- Records provided
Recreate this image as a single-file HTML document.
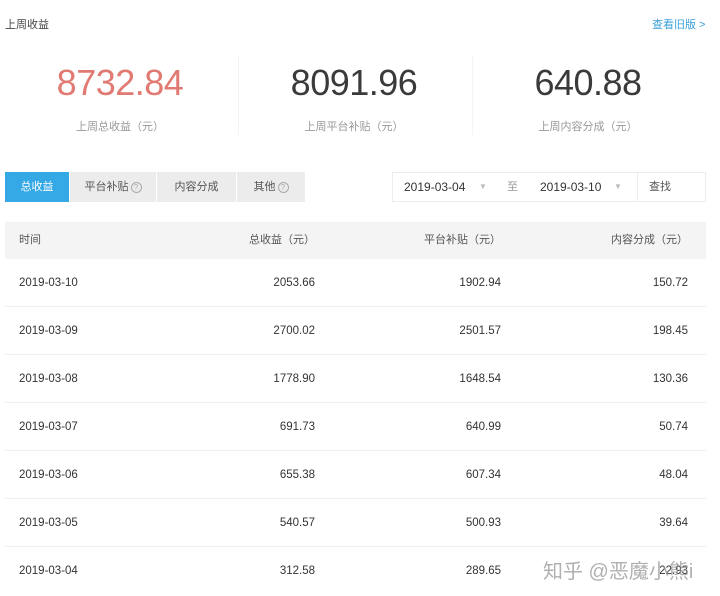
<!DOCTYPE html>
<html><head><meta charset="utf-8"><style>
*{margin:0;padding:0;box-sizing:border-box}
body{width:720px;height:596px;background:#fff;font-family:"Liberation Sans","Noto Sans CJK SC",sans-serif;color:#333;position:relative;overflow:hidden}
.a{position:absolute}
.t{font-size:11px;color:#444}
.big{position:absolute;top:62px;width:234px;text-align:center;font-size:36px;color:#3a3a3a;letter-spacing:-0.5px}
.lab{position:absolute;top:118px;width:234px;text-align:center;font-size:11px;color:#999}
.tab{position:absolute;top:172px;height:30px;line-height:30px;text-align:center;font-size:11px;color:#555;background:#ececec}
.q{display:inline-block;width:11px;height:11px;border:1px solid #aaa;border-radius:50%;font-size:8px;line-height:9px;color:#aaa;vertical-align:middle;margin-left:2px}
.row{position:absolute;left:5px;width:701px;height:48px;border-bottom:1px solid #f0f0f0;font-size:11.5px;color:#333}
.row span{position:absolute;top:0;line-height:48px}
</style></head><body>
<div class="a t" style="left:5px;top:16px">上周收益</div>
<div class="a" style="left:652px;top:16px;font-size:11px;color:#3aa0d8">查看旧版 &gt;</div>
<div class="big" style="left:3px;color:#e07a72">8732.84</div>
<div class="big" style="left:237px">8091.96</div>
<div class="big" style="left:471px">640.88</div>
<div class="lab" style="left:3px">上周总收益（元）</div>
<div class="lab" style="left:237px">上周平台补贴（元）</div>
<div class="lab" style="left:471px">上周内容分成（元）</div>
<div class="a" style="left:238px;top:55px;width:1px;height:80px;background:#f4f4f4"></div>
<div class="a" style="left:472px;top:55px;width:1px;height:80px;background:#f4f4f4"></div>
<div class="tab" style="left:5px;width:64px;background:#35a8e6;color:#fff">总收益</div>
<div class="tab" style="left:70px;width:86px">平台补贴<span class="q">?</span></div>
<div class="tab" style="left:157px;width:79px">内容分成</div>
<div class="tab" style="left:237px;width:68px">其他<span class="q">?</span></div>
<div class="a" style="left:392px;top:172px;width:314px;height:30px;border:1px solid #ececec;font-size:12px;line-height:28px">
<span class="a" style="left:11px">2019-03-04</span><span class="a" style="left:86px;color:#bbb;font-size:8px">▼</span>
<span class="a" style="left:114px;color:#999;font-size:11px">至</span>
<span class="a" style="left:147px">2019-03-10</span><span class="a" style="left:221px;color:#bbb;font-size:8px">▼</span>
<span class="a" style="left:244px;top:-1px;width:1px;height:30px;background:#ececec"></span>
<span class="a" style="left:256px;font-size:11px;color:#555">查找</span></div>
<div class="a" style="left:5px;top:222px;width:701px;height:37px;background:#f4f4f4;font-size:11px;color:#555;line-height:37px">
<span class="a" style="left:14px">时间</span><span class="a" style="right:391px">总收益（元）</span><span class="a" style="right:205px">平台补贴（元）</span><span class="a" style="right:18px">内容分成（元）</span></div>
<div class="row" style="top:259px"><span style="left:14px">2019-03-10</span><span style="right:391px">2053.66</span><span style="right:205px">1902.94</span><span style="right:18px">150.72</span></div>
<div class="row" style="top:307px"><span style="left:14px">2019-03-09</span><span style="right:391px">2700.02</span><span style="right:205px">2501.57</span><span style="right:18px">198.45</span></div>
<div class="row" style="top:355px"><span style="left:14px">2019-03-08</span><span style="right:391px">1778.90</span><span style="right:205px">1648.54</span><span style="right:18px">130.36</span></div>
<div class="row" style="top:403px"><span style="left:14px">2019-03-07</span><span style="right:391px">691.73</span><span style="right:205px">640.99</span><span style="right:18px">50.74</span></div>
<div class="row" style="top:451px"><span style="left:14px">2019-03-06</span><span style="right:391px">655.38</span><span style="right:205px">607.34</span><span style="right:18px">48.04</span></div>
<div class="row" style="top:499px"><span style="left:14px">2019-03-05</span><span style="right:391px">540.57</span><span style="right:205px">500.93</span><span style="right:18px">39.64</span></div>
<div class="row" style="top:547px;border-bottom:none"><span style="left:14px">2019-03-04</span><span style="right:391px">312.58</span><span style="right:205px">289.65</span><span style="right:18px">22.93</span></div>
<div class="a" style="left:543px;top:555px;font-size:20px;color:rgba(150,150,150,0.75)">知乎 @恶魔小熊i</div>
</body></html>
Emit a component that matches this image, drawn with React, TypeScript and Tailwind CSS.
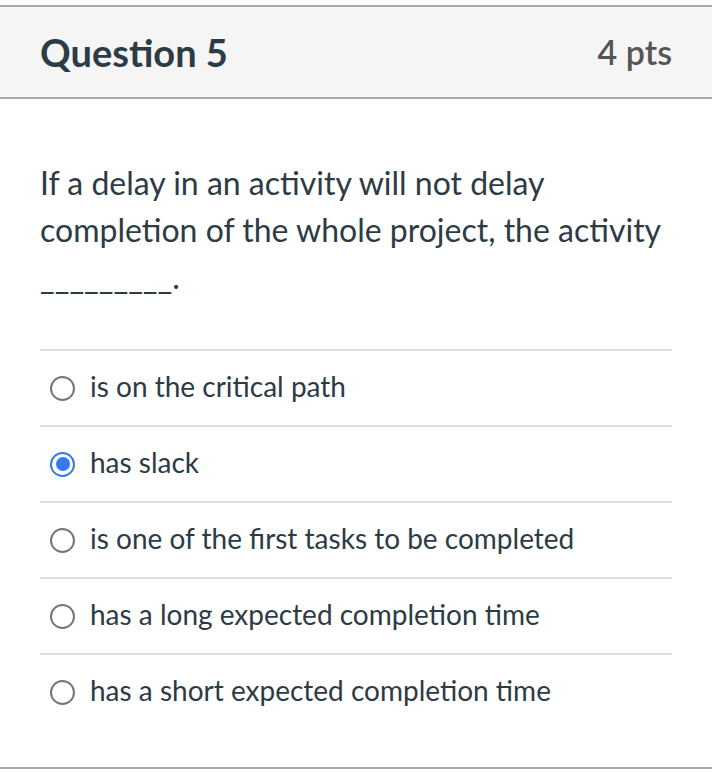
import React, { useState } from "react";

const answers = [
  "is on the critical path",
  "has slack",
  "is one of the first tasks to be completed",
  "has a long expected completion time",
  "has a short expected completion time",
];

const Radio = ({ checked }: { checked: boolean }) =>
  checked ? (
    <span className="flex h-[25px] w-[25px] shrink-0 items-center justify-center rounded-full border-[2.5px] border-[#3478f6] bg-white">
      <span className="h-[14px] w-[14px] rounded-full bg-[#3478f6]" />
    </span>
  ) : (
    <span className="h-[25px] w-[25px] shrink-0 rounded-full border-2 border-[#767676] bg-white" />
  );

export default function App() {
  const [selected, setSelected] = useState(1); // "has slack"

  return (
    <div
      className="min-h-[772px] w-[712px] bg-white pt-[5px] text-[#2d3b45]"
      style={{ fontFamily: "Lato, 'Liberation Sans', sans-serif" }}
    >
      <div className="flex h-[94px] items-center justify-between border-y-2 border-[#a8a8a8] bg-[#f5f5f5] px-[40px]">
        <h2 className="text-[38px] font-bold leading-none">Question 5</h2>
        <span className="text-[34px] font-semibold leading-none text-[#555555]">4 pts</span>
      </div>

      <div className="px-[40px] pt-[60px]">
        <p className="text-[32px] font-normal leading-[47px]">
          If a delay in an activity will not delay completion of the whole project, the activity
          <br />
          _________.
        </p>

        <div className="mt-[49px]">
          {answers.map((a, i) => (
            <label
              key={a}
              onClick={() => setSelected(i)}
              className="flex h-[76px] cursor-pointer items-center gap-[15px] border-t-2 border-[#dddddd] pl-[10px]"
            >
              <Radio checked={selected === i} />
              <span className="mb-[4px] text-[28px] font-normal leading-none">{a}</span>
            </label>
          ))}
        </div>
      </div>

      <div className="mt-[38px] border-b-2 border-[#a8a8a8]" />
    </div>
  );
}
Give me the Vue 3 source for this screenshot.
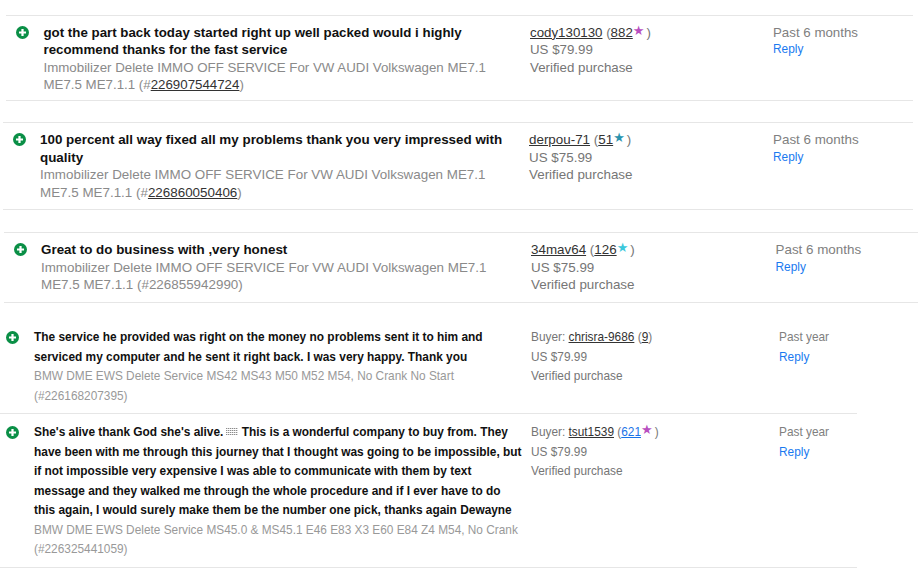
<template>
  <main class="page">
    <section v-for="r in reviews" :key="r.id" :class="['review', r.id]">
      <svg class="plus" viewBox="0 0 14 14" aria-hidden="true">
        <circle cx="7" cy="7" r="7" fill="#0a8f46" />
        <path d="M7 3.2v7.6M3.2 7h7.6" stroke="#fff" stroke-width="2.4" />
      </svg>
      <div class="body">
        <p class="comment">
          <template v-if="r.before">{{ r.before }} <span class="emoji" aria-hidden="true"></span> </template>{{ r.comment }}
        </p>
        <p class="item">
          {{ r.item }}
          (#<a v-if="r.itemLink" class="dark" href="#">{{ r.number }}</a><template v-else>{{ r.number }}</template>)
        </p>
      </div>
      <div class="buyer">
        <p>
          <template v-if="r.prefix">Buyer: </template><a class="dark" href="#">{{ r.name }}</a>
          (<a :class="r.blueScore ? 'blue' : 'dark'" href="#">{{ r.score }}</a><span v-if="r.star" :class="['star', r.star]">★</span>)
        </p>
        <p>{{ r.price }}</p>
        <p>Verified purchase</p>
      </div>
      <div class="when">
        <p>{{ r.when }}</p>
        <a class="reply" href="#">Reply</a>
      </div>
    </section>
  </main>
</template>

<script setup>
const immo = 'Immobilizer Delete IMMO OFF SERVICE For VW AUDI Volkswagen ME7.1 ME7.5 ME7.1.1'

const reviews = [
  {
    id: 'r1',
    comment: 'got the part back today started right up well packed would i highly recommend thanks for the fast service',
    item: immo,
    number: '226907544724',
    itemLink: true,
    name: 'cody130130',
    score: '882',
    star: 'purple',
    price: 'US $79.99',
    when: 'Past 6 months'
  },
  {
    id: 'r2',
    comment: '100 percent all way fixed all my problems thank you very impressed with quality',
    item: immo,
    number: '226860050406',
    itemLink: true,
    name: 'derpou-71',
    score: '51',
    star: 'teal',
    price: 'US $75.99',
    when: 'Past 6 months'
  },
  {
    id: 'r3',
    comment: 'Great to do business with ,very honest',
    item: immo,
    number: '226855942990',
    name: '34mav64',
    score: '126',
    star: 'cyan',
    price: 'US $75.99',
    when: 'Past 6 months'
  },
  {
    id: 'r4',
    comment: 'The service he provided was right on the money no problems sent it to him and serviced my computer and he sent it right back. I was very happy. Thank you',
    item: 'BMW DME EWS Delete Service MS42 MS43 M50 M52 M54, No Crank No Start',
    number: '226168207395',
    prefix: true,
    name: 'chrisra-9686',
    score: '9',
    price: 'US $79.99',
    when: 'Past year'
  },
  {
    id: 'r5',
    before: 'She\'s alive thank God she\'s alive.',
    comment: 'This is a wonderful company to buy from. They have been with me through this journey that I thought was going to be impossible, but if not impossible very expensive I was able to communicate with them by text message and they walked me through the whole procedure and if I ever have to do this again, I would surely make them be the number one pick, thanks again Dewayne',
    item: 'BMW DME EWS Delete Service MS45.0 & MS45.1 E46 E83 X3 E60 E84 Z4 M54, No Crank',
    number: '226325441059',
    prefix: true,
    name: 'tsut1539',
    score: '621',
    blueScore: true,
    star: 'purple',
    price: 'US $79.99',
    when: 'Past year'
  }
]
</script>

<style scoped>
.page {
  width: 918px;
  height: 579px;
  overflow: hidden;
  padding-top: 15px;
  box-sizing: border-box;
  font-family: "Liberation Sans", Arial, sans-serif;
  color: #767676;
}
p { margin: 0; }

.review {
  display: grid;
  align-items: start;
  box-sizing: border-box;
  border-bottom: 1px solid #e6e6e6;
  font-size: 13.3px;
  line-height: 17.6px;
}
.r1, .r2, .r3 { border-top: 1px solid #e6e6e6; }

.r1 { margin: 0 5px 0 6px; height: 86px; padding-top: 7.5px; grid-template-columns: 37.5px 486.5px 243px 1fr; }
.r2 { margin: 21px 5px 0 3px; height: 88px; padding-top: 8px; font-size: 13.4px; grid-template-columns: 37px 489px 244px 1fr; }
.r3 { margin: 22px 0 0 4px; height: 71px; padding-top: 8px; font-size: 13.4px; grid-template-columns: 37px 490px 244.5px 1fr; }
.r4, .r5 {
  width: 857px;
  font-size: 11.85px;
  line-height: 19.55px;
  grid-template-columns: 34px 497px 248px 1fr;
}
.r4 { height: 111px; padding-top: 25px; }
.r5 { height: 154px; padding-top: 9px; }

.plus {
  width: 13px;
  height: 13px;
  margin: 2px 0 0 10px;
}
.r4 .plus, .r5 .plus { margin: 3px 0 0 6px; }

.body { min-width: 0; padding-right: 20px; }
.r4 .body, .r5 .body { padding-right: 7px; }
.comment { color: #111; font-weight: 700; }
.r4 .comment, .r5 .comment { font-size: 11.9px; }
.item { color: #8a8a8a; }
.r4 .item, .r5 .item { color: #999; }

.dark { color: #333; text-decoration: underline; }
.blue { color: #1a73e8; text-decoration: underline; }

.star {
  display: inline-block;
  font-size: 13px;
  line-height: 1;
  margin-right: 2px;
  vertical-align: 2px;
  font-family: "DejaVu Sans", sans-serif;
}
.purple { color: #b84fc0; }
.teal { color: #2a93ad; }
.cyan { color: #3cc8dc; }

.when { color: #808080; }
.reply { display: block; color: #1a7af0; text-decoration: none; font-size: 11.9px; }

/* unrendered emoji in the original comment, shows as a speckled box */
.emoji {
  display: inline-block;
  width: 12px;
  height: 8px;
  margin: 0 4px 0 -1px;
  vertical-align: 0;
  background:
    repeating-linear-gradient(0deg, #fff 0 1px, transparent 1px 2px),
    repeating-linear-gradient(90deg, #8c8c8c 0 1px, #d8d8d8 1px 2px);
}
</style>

- Exercise
The word "that" may appear on some lines. Report how many lines hold it, giving the number alone.

- Solution to this problem
2